The annus horribilis
In the mean time, international scenario changes again. A new global crisis is up to come, and men of Trilateral Commission works for having less democracy – as a paper by Zbigniew Brzezinsky, former U.S. National Security Advisor, states. Holy See has a different idea: at the international tables, Holy See asks more multilateralism, and – on economical scenario – it auspicates a new Bretton Woods, whose winner would be this time John Maynard Keynes ideas.
And here comes the 2010, the annus horribilis. Pedophilia scandals swept all the world, clergy abuse are brought into life, while they had always been hidden. Things are slightly different, and medias do not speak unambiguously, aiming to attack the Pope. It is the same strategy experimented by Adolf Hitler. Together with moral attacks, Hitler obliged the faithful of each religion to pay Kirchensteuer, a tax on religion. It is the reason why religions in German countries became rich and powerful, even if overlooking its focus, as Benedict XVI underlined during his last trip in Germany.
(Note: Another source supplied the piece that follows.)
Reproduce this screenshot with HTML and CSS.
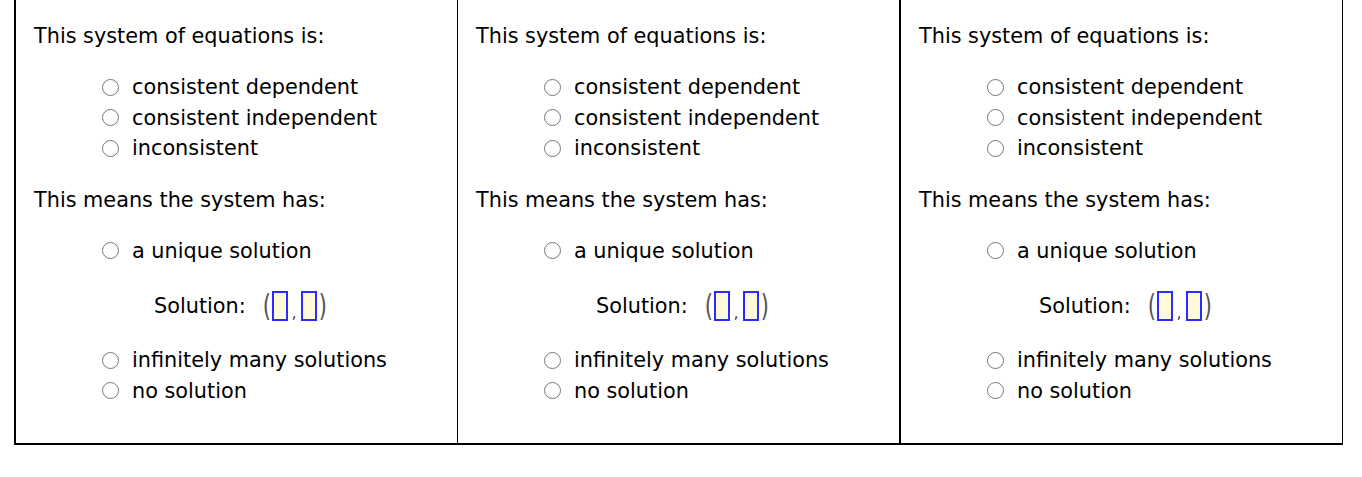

While the Year of Faith is being prepared, bankers took over in Europe. Italian Prime Minister is Mario Monti, Greek Prime Minister is Nicolas Papademos. They both come from Goldman Sachs and Trilateral commission; they both have been appointed, not elected. They must guide Europe to be always more market-oriented. Mario Monti – who claims himself Catholic – give a signal when he went to visit the Pope: one of the Italian Prime Minister’s presents was a book – Il governo dell’Economia e della Moneta – that he wrote in 1992, and this book was one of the pillars of the Maastricht treaty.
Jesus is the key
Attacks to the Church come from the outside, and they are favorite from the inside by incapable officials. Now, these attacks are going to strike the Pope. The tailor-made suite for the Pope is similar to the one tailored on John Paul I: a poor man alone, closed in an ivory tower, taking care of paintings in his apartments and of his clothes – both liturgical and non liturgical. He would make a revolution, but he cannot. Facts says that revolution has come. It was a revolution of faith and thought. A revolution whose symbol is Jesus of Nazaret, to whom Benedict XVI – not casually – already dedicated two books.